Blair again provides a lesson as Gove warns Miliband to be wary of warm praise from critics of the former prime minister. “If they’re happy that tells us something very profound,” he says with a chuckle.’
Not that Michael Gove is getting off scot-free. Far from it. For instance, Fiona Miller, partner of Alastair Campbell (?), had this before Ed was crowned King Mili:
Don’t let Michael Gove off the hook – ‘Labour’s leadership hopefuls are dispiritingly quiet on education policy and Gove’s scrapping of 700 new school buildings’
So we have the confusing situation where those to the left of Blair, who at first argued against Blair’s package of education reforms as “privatisation”, now support them, without actually admitting the seed-corn was his. At the same time they criticise Gove for junking the school buildings’ expansion for cost reasons. Gove is at least strategically far closer to Blair’s ideas on education reform than many in Labour.
What was it Blair used to say? What counts is what works.
‘He was asked if he had known then what he knows now about weapons of mass destruction, would he still have supported the invasion?
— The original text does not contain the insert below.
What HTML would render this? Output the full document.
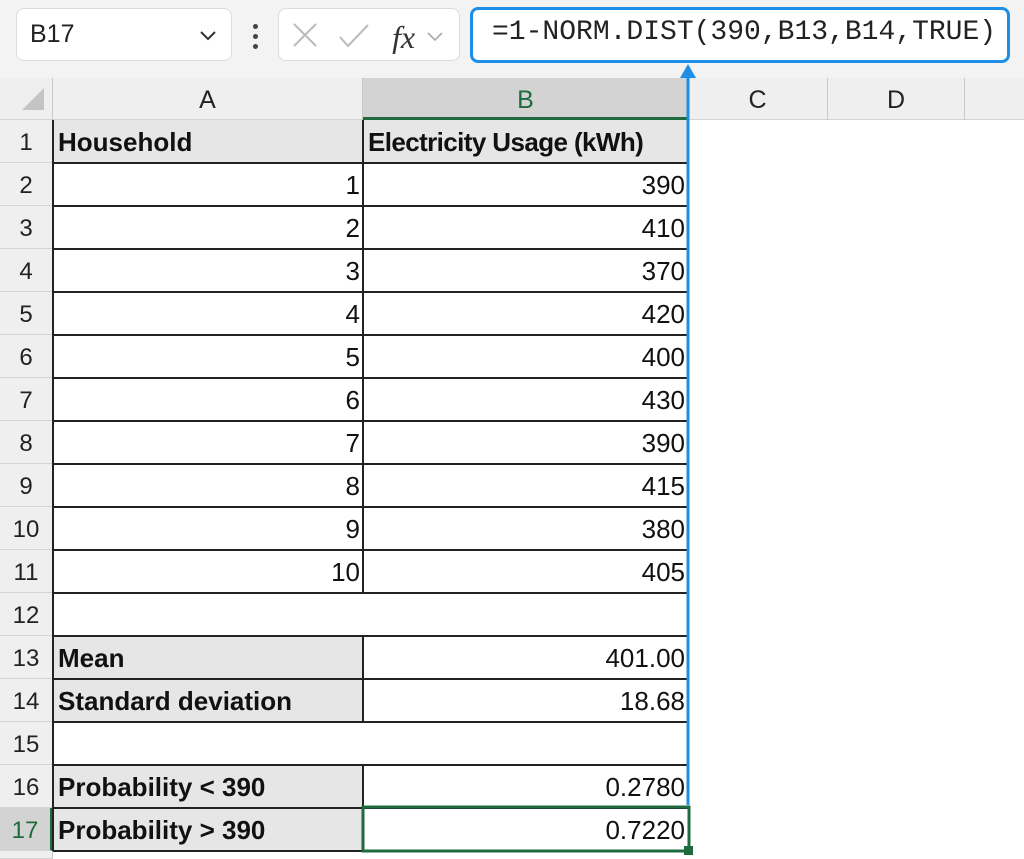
<!DOCTYPE html>
<html><head><meta charset="utf-8"><style>
*{margin:0;padding:0;box-sizing:border-box}
body{width:1024px;height:859px;background:#fff;position:relative;overflow:hidden;font-family:"Liberation Sans",sans-serif;color:#111}
.a{position:absolute}
.rh{position:absolute;left:0;width:53px;height:43px;background:#efefef;border-bottom:1px solid #d4d4d4;border-right:1px solid #c8c8c8;font-size:24px;text-align:center;line-height:45px;color:#222}
.c{position:absolute;height:43px;line-height:45px;font-size:26px;padding:0 3px 0 5px;white-space:nowrap}
.b{font-weight:bold}
.r{text-align:right}
.g{background:#e6e6e6}
</style></head><body>
<div class="a" style="left:0;top:0;width:1024px;height:78px;background:#f3f3f3"></div>
<div class="a" style="left:16px;top:8px;width:216px;height:53px;background:#fff;border:1px solid #dcdcdc;border-radius:8px"></div>
<div class="a" style="left:30px;top:20px;font-size:25px;color:#222">B17</div>
<svg class="a" style="left:198px;top:28px" width="20" height="14"><path d="M3 4 L10 11 L17 4" stroke="#333" stroke-width="2" fill="none"/></svg>
<div class="a" style="left:253px;top:24px;width:5px;height:5px;background:#444;border-radius:50%"></div>
<div class="a" style="left:253px;top:34px;width:5px;height:5px;background:#444;border-radius:50%"></div>
<div class="a" style="left:253px;top:44px;width:5px;height:5px;background:#444;border-radius:50%"></div>
<div class="a" style="left:278px;top:8px;width:182px;height:53px;background:#fff;border:1px solid #dcdcdc;border-radius:8px"></div>
<svg class="a" style="left:290px;top:20px" width="170" height="34"><path d="M4 4 L26 26 M26 4 L4 26" stroke="#bbb" stroke-width="2" fill="none"/><path d="M50 17 L58 26 L78 5" stroke="#bbb" stroke-width="2" fill="none"/><text x="102" y="28" font-family="Liberation Serif" font-style="italic" font-size="32" fill="#333">fx</text><path d="M138 13 L145 20 L152 13" stroke="#aaa" stroke-width="1.6" fill="none"/></svg>
<div class="a" style="left:470px;top:7px;width:540px;height:56px;background:#fff;border:3px solid #1e8ee6;border-radius:8px"></div>
<div class="a" style="left:492px;top:17px;font-family:'Liberation Mono',monospace;font-size:28px;color:#222">=1-NORM.DIST(390,B13,B14,TRUE)</div>
<div class="a" style="left:0;top:78px;width:1024px;height:42px;background:#efefef;border-bottom:1px solid #d4d4d4"></div>
<svg class="a" style="left:20px;top:86px" width="30" height="30"><path d="M24 2 L24 24 L2 24 Z" fill="#c4c4c4"/></svg>
<div class="a" style="left:52px;top:78px;width:1px;height:42px;background:#c8c8c8"></div>
<div class="a" style="left:53px;top:78px;width:310px;height:42px;text-align:center;line-height:44px;font-size:25px;color:#222;border-right:1px solid #c8c8c8">A</div>
<div class="a" style="left:363px;top:78px;width:325px;height:42px;background:#d3d3d3;text-align:center;line-height:44px;font-size:25px;color:#1e6b3e;border-bottom:3px solid #1e6b3e">B</div>
<div class="a" style="left:688px;top:78px;width:140px;height:42px;text-align:center;line-height:44px;font-size:25px;color:#222;border-right:1px solid #c8c8c8">C</div>
<div class="a" style="left:828px;top:78px;width:137px;height:42px;text-align:center;line-height:44px;font-size:25px;color:#222;border-right:1px solid #c8c8c8">D</div>
<div class="rh" style="top:120px">1</div><div class="rh" style="top:163px">2</div><div class="rh" style="top:206px">3</div><div class="rh" style="top:249px">4</div><div class="rh" style="top:292px">5</div><div class="rh" style="top:335px">6</div><div class="rh" style="top:378px">7</div><div class="rh" style="top:421px">8</div><div class="rh" style="top:464px">9</div><div class="rh" style="top:507px">10</div><div class="rh" style="top:550px">11</div><div class="rh" style="top:593px">12</div><div class="rh" style="top:636px">13</div><div class="rh" style="top:679px">14</div><div class="rh" style="top:722px">15</div><div class="rh" style="top:765px">16</div><div class="rh" style="top:808px;background:#d3d3d3;color:#1e6b3e;border-right:3px solid #1e6b3e">17</div>
<div class="rh" style="top:851px;height:8px"></div>
<div class="c b g" style="left:53px;top:120px;width:310px">Household</div>
<div class="c b g" style="left:363px;top:120px;width:325px;letter-spacing:-0.6px">Electricity Usage (kWh)</div>
<div class="c r" style="left:53px;top:163px;width:310px">1</div><div class="c r" style="left:363px;top:163px;width:325px">390</div>
<div class="c r" style="left:53px;top:206px;width:310px">2</div><div class="c r" style="left:363px;top:206px;width:325px">410</div>
<div class="c r" style="left:53px;top:249px;width:310px">3</div><div class="c r" style="left:363px;top:249px;width:325px">370</div>
<div class="c r" style="left:53px;top:292px;width:310px">4</div><div class="c r" style="left:363px;top:292px;width:325px">420</div>
<div class="c r" style="left:53px;top:335px;width:310px">5</div><div class="c r" style="left:363px;top:335px;width:325px">400</div>
<div class="c r" style="left:53px;top:378px;width:310px">6</div><div class="c r" style="left:363px;top:378px;width:325px">430</div>
<div class="c r" style="left:53px;top:421px;width:310px">7</div><div class="c r" style="left:363px;top:421px;width:325px">390</div>
<div class="c r" style="left:53px;top:464px;width:310px">8</div><div class="c r" style="left:363px;top:464px;width:325px">415</div>
<div class="c r" style="left:53px;top:507px;width:310px">9</div><div class="c r" style="left:363px;top:507px;width:325px">380</div>
<div class="c r" style="left:53px;top:550px;width:310px">10</div><div class="c r" style="left:363px;top:550px;width:325px">405</div>
<div class="c b g" style="left:53px;top:636px;width:310px">Mean</div><div class="c r" style="left:363px;top:636px;width:325px">401.00</div>
<div class="c b g" style="left:53px;top:679px;width:310px">Standard deviation</div><div class="c r" style="left:363px;top:679px;width:325px">18.68</div>
<div class="c b g" style="left:53px;top:765px;width:310px">Probability &lt; 390</div><div class="c r" style="left:363px;top:765px;width:325px">0.2780</div>
<div class="c b g" style="left:53px;top:808px;width:310px">Probability &gt; 390</div><div class="c r" style="left:363px;top:808px;width:325px">0.7220</div>
<svg class="a" style="left:0;top:0" width="1024" height="859">
<g stroke="#222" stroke-width="2">
<path d="M53 163 H688 M53 206 H688 M53 249 H688 M53 292 H688 M53 335 H688 M53 378 H688 M53 421 H688 M53 464 H688 M53 507 H688 M53 550 H688 M53 593 H688 M53 636 H688 M53 679 H688 M53 722 H688 M53 765 H688 M53 808 H688 M53 851 H363"/>
<path d="M363 120 V593 M363 636 V722 M363 765 V808 M53 120 V851"/>
</g>
<rect x="363" y="807" width="326" height="44" fill="none" stroke="#1e6b3e" stroke-width="3"/>
<rect x="684" y="846" width="9" height="9" fill="#1e6b3e"/>
<path d="M688 70 V805" stroke="#1e8ee6" stroke-width="3"/>
<path d="M680 78 L688 64 L696 78 Z" fill="#1e8ee6"/>
</svg>
</body></html>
Blair said something that is not popular today: that although we did not find WMDs when we went in, that does not mean that there had not been such weapons; they may have been spirited out in Russian convoys, just before we went in. (I believe this too.) And he noted that had we not gone in, Saddam would have restarted his programs; all the scientists and facilities were in place and just needed a go-ahead. (I heard this from an Iraqi physicist who defected to the US as well.)
Blair obviously believes that all people deserve to have decent governance. I would like that too—but I don’t think we few can take on the billions of people living in ignorance who are not ready for participatory governance. But Blair is tireless.’
2. A review of A Journey. A step in the right direction, though still wrong about Iraq. Still, at least Blair is not described as a lying, warmongering villain, which is a start. Excerpt:
‘And so Blair was obviously a assured and remarkable leader and I don’t believe I’m exaggerating when i say that Britain misses him. Obama, Cameron and Brown all have had the opportunity to correct the west’s actions in the Middle East but none were brave enough to do something about it. It seems to me personally that Blair has been made a scapegoat by numerous deluded people who should probably look somewhere else for one. Tony Blair is essentially a good, honest family man, which is plain to see when reading this book.’
Sign the Ban Blair-Baiting petition here
“Mr. Blair is one of the finest politicians to have had the priviledge of serving the United Kingdom, and Britons are fortunate to have had him as their Prime Minister. Time will show that Mr. Blair’s approach to affairs in the Middle East were and remain correct. From a member of the Commonwealth, thank you, Mr. Blair, for your continued service to legitimate and lasting (and not convenient or politically expedient) freedom.”
AND – “Tony Blair was the greatest Prime Minister since Winston Churchill and the only regret I have he didn’t get my vote as I live in Canada.”
AND – ““I am sick and tired of television and radio interviewers asking the same old questions over and over, regarding the decision to go to war in Iraq, presumably they hope Mr Blair will let slip some secret information which they would then use against him. History will show if the decision was the right one, (I believe it was) but people must accept that Tony Blair is a honourable man, and made his decision based on the known facts and not with the benefit of 20/20 hindsight.”